**Set task:**
Leave out the pictures and set down exactly the lines from the start of the listing through the one with "import React from", both included.
[START OF Records for this exercise]
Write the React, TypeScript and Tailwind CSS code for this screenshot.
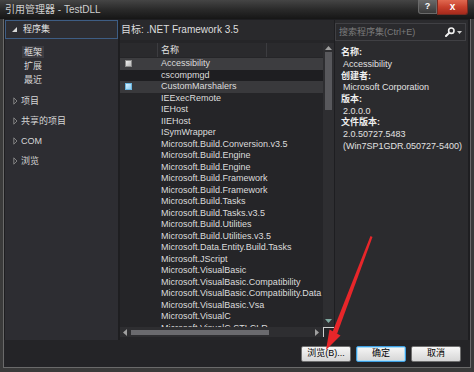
import React from "react";

const rows = [
  "Accessibility",
  "cscompmgd",
  "CustomMarshalers",
  "IEExecRemote",
  "IEHost",
  "IIEHost",
  "ISymWrapper",
  "Microsoft.Build.Conversion.v3.5",
  "Microsoft.Build.Engine",
  "Microsoft.Build.Engine",
  "Microsoft.Build.Framework",
  "Microsoft.Build.Framework",
  "Microsoft.Build.Tasks",
  "Microsoft.Build.Tasks.v3.5",
  "Microsoft.Build.Utilities",
  "Microsoft.Build.Utilities.v3.5",
  "Microsoft.Data.Entity.Build.Tasks",
  "Microsoft.JScript",
  "Microsoft.VisualBasic",
  "Microsoft.VisualBasic.Compatibility",
  "Microsoft.VisualBasic.Compatibility.Data",
  "Microsoft.VisualBasic.Vsa",
  "Microsoft.VisualC",
  "Microsoft.VisualC.STLCLR",
];

const Collapsed = () => (
  <svg width="5" height="8" viewBox="0 0 5 8" className="shrink-0">
    <path d="M0.8 0.8 L4 4 L0.8 7.2 Z" fill="none" stroke="#8a8a8a" strokeWidth="0.9" />
  </svg>
);

const TreeItem = ({ label }: { label: string }) => (
  <div className="h-[20px] flex items-center pl-[8px] gap-[3px]">
    <Collapsed />
    <span className="text-[#d6d6d6]">{label}</span>
  </div>
);

const Btn = ({ label, primary }: { label: string; primary?: boolean }) => (
  <div
    className={
      "w-[50px] h-[16px] flex items-center justify-center rounded-[2px] text-[9px] text-black bg-gradient-to-b from-[#f6f6f6] to-[#d6d6d6] " +
      (primary
        ? "border border-[#3d9de0] shadow-[inset_0_0_0_1px_#a8dcf7]"
        : "border border-[#6e6e6e]")
    }
  >
    {label}
  </div>
);

export default function App() {
  return (
    <div
      className="relative w-[474px] h-[372px] overflow-hidden bg-[#3a3a3a] text-[9px] leading-none"
      style={{ fontFamily: '"Liberation Sans", "Noto Sans CJK SC", sans-serif' }}
    >
      {/* title bar */}
      <div className="h-[19px] flex justify-between bg-gradient-to-b from-[#454545] via-[#2a2a2a] to-[#161616]">
        <div className="pl-[5px] pt-[5px] text-[10px] text-[#cfcfcf]">引用管理器 - TestDLL</div>
        <div className="flex pr-[6px] items-start">
          <div className="w-[19px] h-[14px] flex items-center justify-center rounded-bl-[3px] border border-t-0 border-[#6a6a6a] bg-gradient-to-b from-[#6a6a6a] to-[#3a3a3a] text-white text-[9px] font-bold">
            ?
          </div>
          <div className="w-[31px] h-[15px] flex items-center justify-center rounded-br-[3px] border border-t-0 border-[#7a2a20] bg-gradient-to-b from-[#e06850] via-[#c8402c] to-[#a52a1c] text-white text-[10px] font-bold">
            x
          </div>
        </div>
      </div>

      {/* window frame */}
      <div className="ml-[3px] w-[468px] h-[349px] bg-[#1e1e21] border-l border-r border-b border-[#6a6a6a] flex flex-col">
        <div className="mt-[1px] h-[320px] flex pl-[1px]">
          {/* left tree */}
          <div className="w-[113px] h-full bg-[#2d2d32] flex flex-col">
            <div className="h-[19px] border border-[#3e5d84] flex items-center pl-[6px] gap-[6px]">
              <svg width="5" height="5" viewBox="0 0 5 5" className="shrink-0">
                <path d="M0 5 L5 5 L5 0 Z" fill="#d8d8d8" />
              </svg>
              <span className="text-[#e4e4e4]">程序集</span>
            </div>
            <div className="flex flex-col pl-[17px] pt-[6px]">
              <div className="h-[14px] flex items-center">
                <span className="px-[2px] h-[12px] flex items-center bg-[#3c3c42] text-[#e0e0e0]">框架</span>
              </div>
              <div className="h-[14px] flex items-center pl-[2px] text-[#d6d6d6]">扩展</div>
              <div className="h-[14px] flex items-center pl-[2px] text-[#d6d6d6]">最近</div>
            </div>
            <div className="mt-[4px] flex flex-col">
              <TreeItem label="项目" />
              <TreeItem label="共享的项目" />
              <TreeItem label="COM" />
              <TreeItem label="浏览" />
            </div>
          </div>

          {/* middle */}
          <div className="ml-[2px] w-[214px] h-full bg-[#252528] flex flex-col">
            <div className="h-[20px] flex items-center pl-[1px] bg-[#29292c] text-[10px] text-[#dedede]">
              目标: .NET Framework 3.5
            </div>
            <div className="h-[3px]" />
            <div className="flex h-[284px]">
              <div className="w-[203px] flex flex-col overflow-hidden">
                <div className="h-[14px] shrink-0 flex bg-[#2a2a2d]">
                  <div className="w-[38px] border-r border-[#3c3c40]" />
                  <div className="w-[109px] border-r border-[#3c3c40] flex items-center pl-[3px] text-[#e0e0e0]">名称</div>
                </div>
                <div className="h-[1px] shrink-0" />
                {rows.map((r, i) => (
                  <div
                    key={i}
                    className={
                      "h-[11.5px] shrink-0 flex items-center " +
                      (i === 0 ? "bg-[#3d3d40]" : i === 1 ? "bg-[#1e1e21]" : i === 2 ? "bg-[#39393c]" : "")
                    }
                  >
                    <div className="w-[38px] pl-[5px] flex items-center">
                      {i === 0 && (
                        <div className="w-[7px] h-[7px] border border-[#8a8a8a] bg-gradient-to-br from-[#f0f0f0] to-[#b8b8b8]" />
                      )}
                      {i === 2 && (
                        <div className="w-[7px] h-[7px] border border-[#6ab4de] bg-gradient-to-br from-[#d8f2ff] to-[#8ccbf0]" />
                      )}
                    </div>
                    <span className="pl-[3px] whitespace-nowrap text-[#dcdcdc]">{r}</span>
                  </div>
                ))}
              </div>
              {/* vertical scrollbar */}
              <div className="w-[11px] bg-[#2e2e31] flex flex-col items-center">
                <svg width="7" height="4" viewBox="0 0 7 4" className="mt-[3px]">
                  <path d="M0 4 L3.5 0 L7 4 Z" fill="#a0a0a0" />
                </svg>
                <div className="mt-[2px] w-[7px] h-[58px] bg-[#58585c]" />
                <div className="flex-1" />
                <svg width="7" height="4" viewBox="0 0 7 4" className="mb-[4px]">
                  <path d="M0 0 L7 0 L3.5 4 Z" fill="#7fa8a0" />
                </svg>
              </div>
            </div>
            {/* horizontal scrollbar */}
            <div className="h-[10px] flex">
              <div className="w-[203px] bg-[#2e2e31] flex items-center pl-[3px]">
                <svg width="4" height="7" viewBox="0 0 4 7">
                  <path d="M4 0 L0 3.5 L4 7 Z" fill="#a0a0a0" />
                </svg>
                <div className="ml-[4px] w-[138px] h-[5px] bg-[#6a6a6e]" />
                <div className="flex-1" />
                <svg width="4" height="7" viewBox="0 0 4 7" className="mr-[4px]">
                  <path d="M0 0 L4 3.5 L0 7 Z" fill="#a0a0a0" />
                </svg>
              </div>
              <div className="w-[11px] border-l border-t border-[#cfcfcf] bg-[#252528]" />
            </div>
          </div>

          {/* right details */}
          <div className="ml-[1px] w-[133px] h-full bg-[#2b2b2e] flex flex-col">
            <div className="mt-[3px] w-[131px] h-[18px] border border-[#404044] bg-[#2a2a2d] flex items-center pl-[3px] pr-[3px]">
              <span className="text-[#7c7c7c]">搜索程序集(Ctrl+E)</span>
              <div className="flex-1" />
              <svg width="10" height="10" viewBox="0 0 10 10">
                <circle cx="6.3" cy="3.7" r="2.7" fill="none" stroke="#f0f0f0" strokeWidth="1.6" />
                <path d="M4.3 5.7 L1 9" stroke="#f0f0f0" strokeWidth="2" strokeLinecap="round" />
              </svg>
              <svg width="5" height="3" viewBox="0 0 5 3" className="ml-[2px]">
                <path d="M0 0 L5 0 L2.5 3 Z" fill="#d0d0d0" />
              </svg>
            </div>
            <div className="pl-[6px] pt-[6px] flex flex-col text-[#e2e2e2]">
              <div className="h-[11.7px] flex items-center font-bold text-[#f0f0f0]">名称:</div>
              <div className="h-[11.7px] flex items-center pl-[2px]">Accessibility</div>
              <div className="h-[11.7px] flex items-center font-bold text-[#f0f0f0]">创建者:</div>
              <div className="h-[11.7px] flex items-center pl-[2px]">Microsoft Corporation</div>
              <div className="h-[11.7px] flex items-center font-bold text-[#f0f0f0]">版本:</div>
              <div className="h-[11.7px] flex items-center pl-[2px]">2.0.0.0</div>
              <div className="h-[11.7px] flex items-center font-bold text-[#f0f0f0]">文件版本:</div>
              <div className="h-[11.7px] flex items-center pl-[2px]">2.0.50727.5483</div>
              <div className="h-[11.7px] flex items-center pl-[2px]">(Win7SP1GDR.050727-5400)</div>
            </div>
          </div>
        </div>

        {/* footer */}
        <div className="flex-1 bg-[#242427] flex items-center justify-end gap-[5px] pr-[9px]">
          <Btn label="浏览(B)..." />
          <Btn label="确定" primary />
          <Btn label="取消" />
        </div>
      </div>

      {/* red annotation arrow */}
      <svg className="absolute left-0 top-0 pointer-events-none" width="474" height="372" viewBox="0 0 474 372">
        <path d="M370.5 236 L372.5 237 L337 334 L332.5 332 Z" fill="#e8262a" />
        <path d="M326 350 L329.5 329.5 L340.5 335.5 Z" fill="#e8262a" />
      </svg>
    </div>
  );
}
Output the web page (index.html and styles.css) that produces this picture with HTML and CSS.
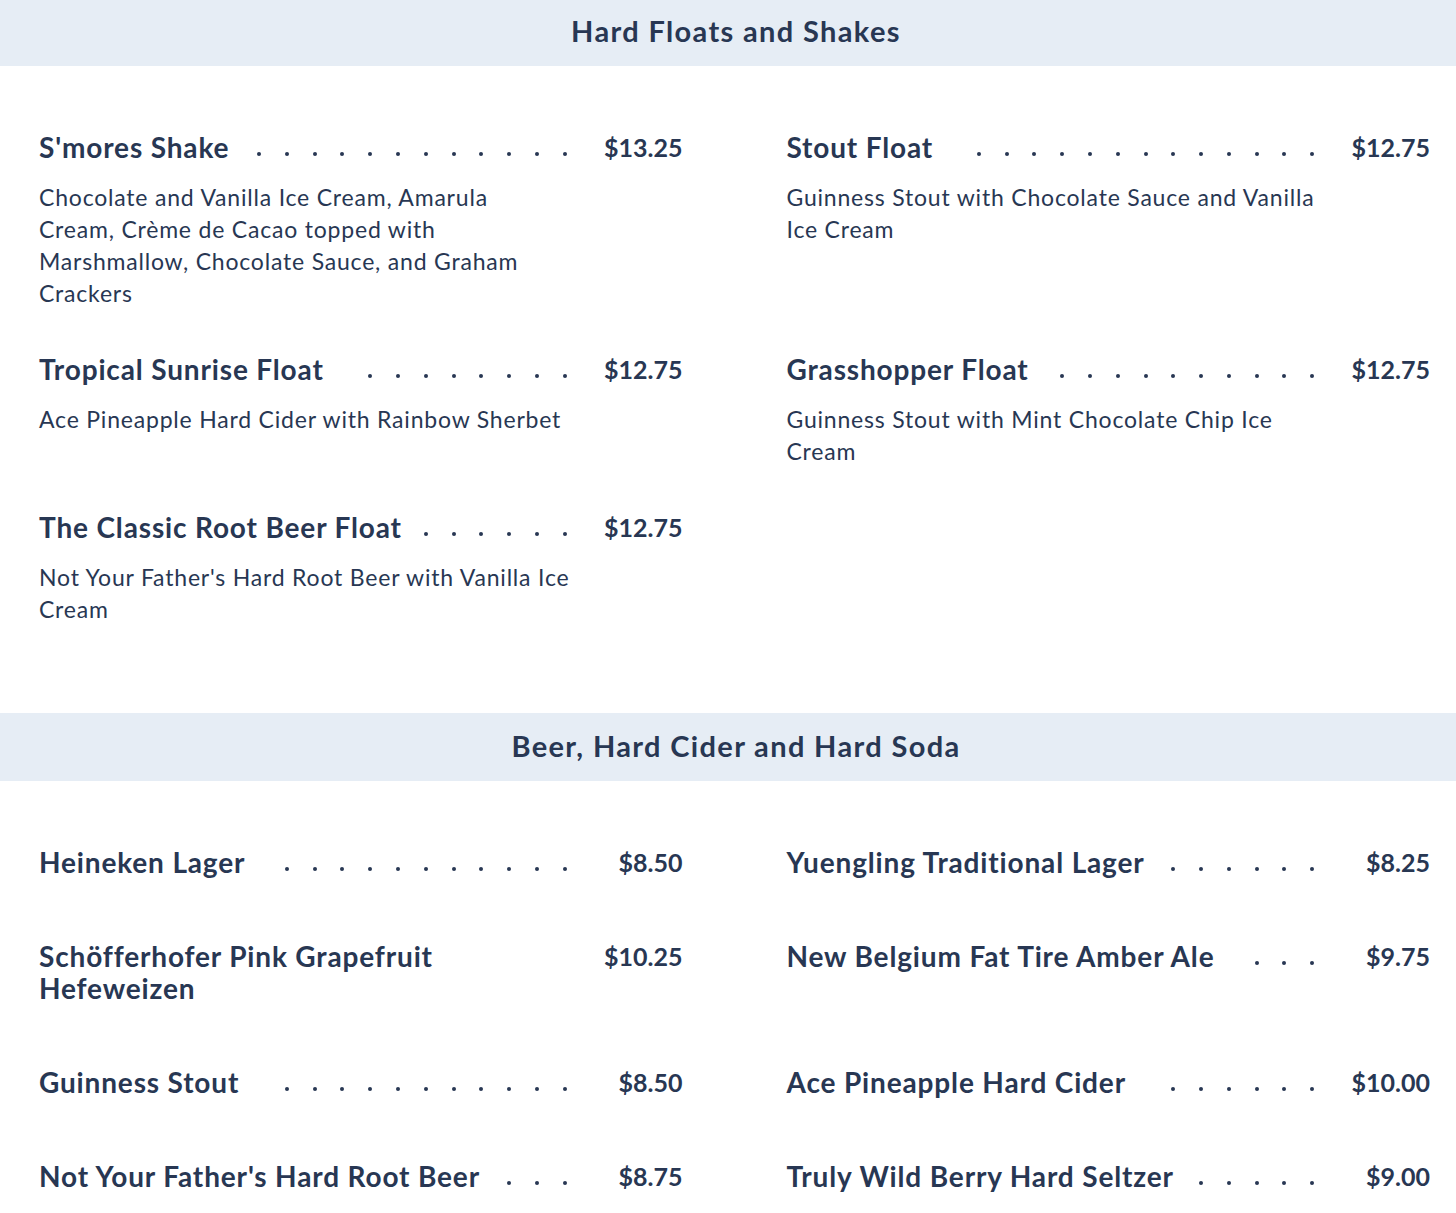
FILE: index.html
```html
<!DOCTYPE html>
<html lang="en">
<head>
<meta charset="utf-8">
<title>Menu</title>
<link rel="stylesheet" href="styles.css">
</head>
<body>
<div class="page">
  <section class="section">
    <h2 class="band">Hard Floats and Shakes</h2>
    <div class="grid">
      <div class="item">
        <div class="head"><span class="name">S'mores Shake</span><span class="dots"><i></i><i></i><i></i><i></i><i></i><i></i><i></i><i></i><i></i><i></i><i></i><i></i><i></i><i></i><i></i><i></i><i></i><i></i><i></i><i></i></span><span class="price">$13.25</span></div>
        <p class="desc">Chocolate and Vanilla Ice Cream, Amarula<br>Cream, Crème de Cacao topped with<br>Marshmallow, Chocolate Sauce, and Graham<br>Crackers</p>
      </div>
      <div class="item">
        <div class="head"><span class="name">Stout Float</span><span class="dots"><i></i><i></i><i></i><i></i><i></i><i></i><i></i><i></i><i></i><i></i><i></i><i></i><i></i><i></i><i></i><i></i><i></i><i></i><i></i><i></i></span><span class="price">$12.75</span></div>
        <p class="desc">Guinness Stout with Chocolate Sauce and Vanilla<br>Ice Cream</p>
      </div>
      <div class="item">
        <div class="head"><span class="name">Tropical Sunrise Float</span><span class="dots"><i></i><i></i><i></i><i></i><i></i><i></i><i></i><i></i><i></i><i></i><i></i><i></i><i></i><i></i><i></i><i></i><i></i><i></i><i></i><i></i></span><span class="price">$12.75</span></div>
        <p class="desc">Ace Pineapple Hard Cider with Rainbow Sherbet</p>
      </div>
      <div class="item">
        <div class="head"><span class="name">Grasshopper Float</span><span class="dots"><i></i><i></i><i></i><i></i><i></i><i></i><i></i><i></i><i></i><i></i><i></i><i></i><i></i><i></i><i></i><i></i><i></i><i></i><i></i><i></i></span><span class="price">$12.75</span></div>
        <p class="desc">Guinness Stout with Mint Chocolate Chip Ice<br>Cream</p>
      </div>
      <div class="item">
        <div class="head"><span class="name">The Classic Root Beer Float</span><span class="dots"><i></i><i></i><i></i><i></i><i></i><i></i><i></i><i></i><i></i><i></i><i></i><i></i><i></i><i></i><i></i><i></i><i></i><i></i><i></i><i></i></span><span class="price">$12.75</span></div>
        <p class="desc">Not Your Father's Hard Root Beer with Vanilla Ice<br>Cream</p>
      </div>
    </div>
  </section>
  <section class="section">
    <h2 class="band">Beer, Hard Cider and Hard Soda</h2>
    <div class="grid">
      <div class="item">
        <div class="head"><span class="name">Heineken Lager</span><span class="dots"><i></i><i></i><i></i><i></i><i></i><i></i><i></i><i></i><i></i><i></i><i></i><i></i><i></i><i></i><i></i><i></i><i></i><i></i><i></i><i></i></span><span class="price">$8.50</span></div>
      </div>
      <div class="item">
        <div class="head"><span class="name">Yuengling Traditional Lager</span><span class="dots"><i></i><i></i><i></i><i></i><i></i><i></i><i></i><i></i><i></i><i></i><i></i><i></i><i></i><i></i><i></i><i></i><i></i><i></i><i></i><i></i></span><span class="price">$8.25</span></div>
      </div>
      <div class="item">
        <div class="head"><span class="name">Schöfferhofer Pink Grapefruit Hefeweizen</span><span class="dots"><i></i><i></i><i></i><i></i><i></i><i></i><i></i><i></i><i></i><i></i><i></i><i></i><i></i><i></i><i></i><i></i><i></i><i></i><i></i><i></i></span><span class="price">$10.25</span></div>
      </div>
      <div class="item">
        <div class="head"><span class="name">New Belgium Fat Tire Amber Ale</span><span class="dots"><i></i><i></i><i></i><i></i><i></i><i></i><i></i><i></i><i></i><i></i><i></i><i></i><i></i><i></i><i></i><i></i><i></i><i></i><i></i><i></i></span><span class="price">$9.75</span></div>
      </div>
      <div class="item">
        <div class="head"><span class="name">Guinness Stout</span><span class="dots"><i></i><i></i><i></i><i></i><i></i><i></i><i></i><i></i><i></i><i></i><i></i><i></i><i></i><i></i><i></i><i></i><i></i><i></i><i></i><i></i></span><span class="price">$8.50</span></div>
      </div>
      <div class="item">
        <div class="head"><span class="name">Ace Pineapple Hard Cider</span><span class="dots"><i></i><i></i><i></i><i></i><i></i><i></i><i></i><i></i><i></i><i></i><i></i><i></i><i></i><i></i><i></i><i></i><i></i><i></i><i></i><i></i></span><span class="price">$10.00</span></div>
      </div>
      <div class="item">
        <div class="head"><span class="name">Not Your Father's Hard Root Beer</span><span class="dots"><i></i><i></i><i></i><i></i><i></i><i></i><i></i><i></i><i></i><i></i><i></i><i></i><i></i><i></i><i></i><i></i><i></i><i></i><i></i><i></i></span><span class="price">$8.75</span></div>
      </div>
      <div class="item">
        <div class="head"><span class="name">Truly Wild Berry Hard Seltzer</span><span class="dots"><i></i><i></i><i></i><i></i><i></i><i></i><i></i><i></i><i></i><i></i><i></i><i></i><i></i><i></i><i></i><i></i><i></i><i></i><i></i><i></i></span><span class="price">$9.00</span></div>
      </div>
    </div>
  </section>
</div>
</body>
</html>
```

FILE: styles.css
```css
html, body {
  margin: 0;
  padding: 0;
  background: #ffffff;
}
body {
  font-family: Lato, "Noto Sans", sans-serif;
  color: #283753;
}
.page {
  margin-top: -2px;
}
.band {
  margin: 0;
  height: 68px;
  box-sizing: border-box;
  padding: 0 0 4px 16px;
  display: flex;
  align-items: center;
  justify-content: center;
  background: #e6edf5;
  font-size: 29px;
  font-weight: 700;
  letter-spacing: 1.35px;
  color: #283753;
}
.grid {
  display: grid;
  grid-template-columns: 1fr 1fr;
  column-gap: 104px;
  padding: 65px 26px 44px 39px;
}
.item {
  margin-bottom: 44px;
}
.head {
  display: flex;
  align-items: flex-start;
  margin-bottom: 18px;
}
.name {
  flex: 0 1 auto;
  font-size: 28px;
  font-weight: 700;
  letter-spacing: 0.85px;
  line-height: 32px;
}
.dots {
  flex: 1 1 0;
  min-width: 0;
  height: 32px;
  overflow: hidden;
  display: flex;
  flex-direction: row-reverse;
  flex-wrap: wrap;
}
.dots i {
  flex: none;
  position: relative;
  width: 27.79px;
  height: 32px;
}
.dots i::after {
  content: "";
  position: absolute;
  left: 18px;
  top: 21px;
  width: 4px;
  height: 4px;
  border-radius: 50%;
  background: #283753;
}
.price {
  flex: none;
  width: 110px;
  text-align: right;
  font-size: 25px;
  font-weight: 700;
  line-height: 32px;
}
.desc {
  margin: 0;
  padding-right: 60px;
  font-size: 23px;
  letter-spacing: 0.8px;
  line-height: 32px;
}
```
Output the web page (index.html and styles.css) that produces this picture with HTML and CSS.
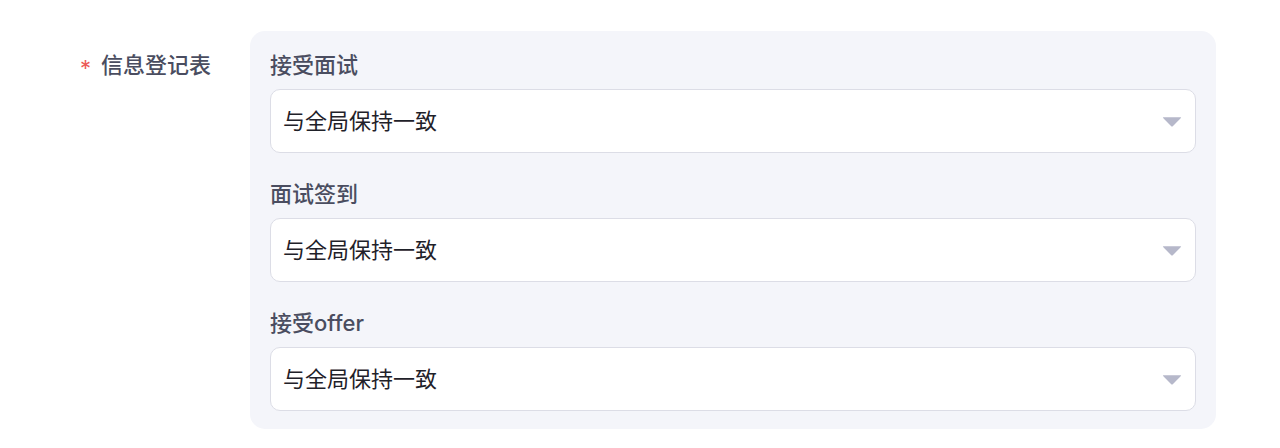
[END OF Records for this exercise]
**Task output:**
Write the React, TypeScript and Tailwind CSS code for this screenshot.
import React from "react";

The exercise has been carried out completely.